3.  DME must be larger than your altitude in thousand-foot intervals. Example, if you're
flying at 12,000 feet, you cannot perform a GS check until past 12 DME.
Note the elapsed timer and note DME. After 1 minute of elapsed time, note DME and determine
distance flown. This will be speed in miles/minute. Inform the IP of your miles/minute speed.
To get miles/hour, multiply this distance by 60. The result is GS in KIAS. More accurate GS
checks can be obtained by timing periods greater than one minute.
NOTE
At 210 KIAS IAS (at low altitudes) you are traveling at
approximately 3.5 miles per minute (every 0.1 NM equates to 6
KIAS with no wind). This fact allows you to make reasonably
accurate ETAs until the refined procedures above can be
accomplished.
Example: A 3.7 GS = 222 knots GS (3.7 multiplied by 60).

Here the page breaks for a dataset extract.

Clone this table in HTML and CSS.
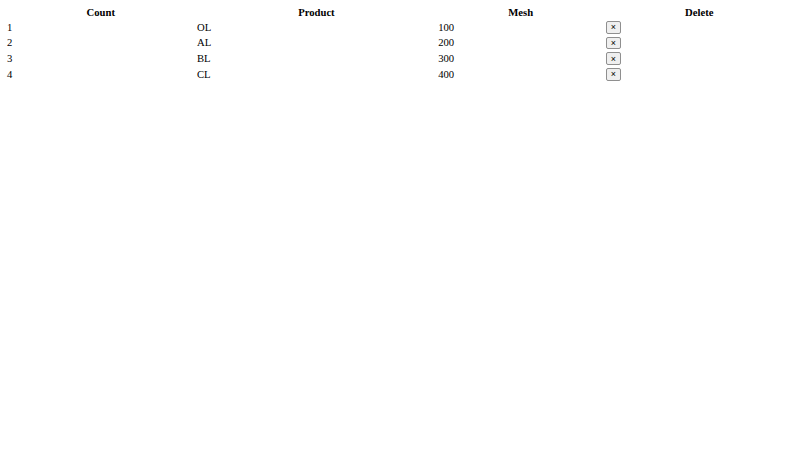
FILE: index.html
```html
<!DOCTYPE html>
<html>
<head>
<link rel="stylesheet" href="styles.css">
</head>
<body class="page">
<table class="grid">
  <thead>
    <tr><th>Count</th><th>Product</th><th>Mesh</th><th>Delete</th></tr>
  </thead>
  <tbody>
    <tr><td>1</td><td>OL</td><td>100</td><td><button class="del">×</button></td></tr>
    <tr><td>2</td><td>AL</td><td>200</td><td><button class="del">×</button></td></tr>
    <tr><td>3</td><td>BL</td><td>300</td><td><button class="del">×</button></td></tr>
    <tr><td>4</td><td>CL</td><td>400</td><td><button class="del">×</button></td></tr>
  </tbody>
</table>
</body>
</html>
```
FILE: styles.css
```css
.page {
  margin: 5.33px;
  font-family: "Liberation Serif", serif;
  font-size: 10.67px;
  color: #000;
  background: #fff;
}
.grid {
  width: 100%;
  border-spacing: 1.33px;
}
.grid th,
.grid td {
  padding: 0.67px;
  line-height: 13.3px;
  vertical-align: middle;
}
.grid th {
  padding-top: 0;
  line-height: 12.2px;
}
.del {
  display: block;
  box-sizing: border-box;
  width: 15.5px;
  height: 12.5px;
  padding: 0;
  font-family: "Liberation Sans", sans-serif;
  font-size: 8.9px;
  line-height: 10px;
  color: #000;
  border: 1px solid #8f8f8f;
  border-radius: 2px;
  background: #efefef;
}
```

Most air route traffic control centers will be able to provide a GS readout if you are in radar
contact. This information can be used to check your own calculations.
WIND ANALYSIS
This involves determining the magnitude and direction of the winds. There are always 2
components to the wind: crosswind and head or tailwind.
1.  Crosswind. In order to determine the crosswind, compare your desired course/radial to
your heading. This is your crab angle.
Crab angle x GS (miles/minute) = crosswind component.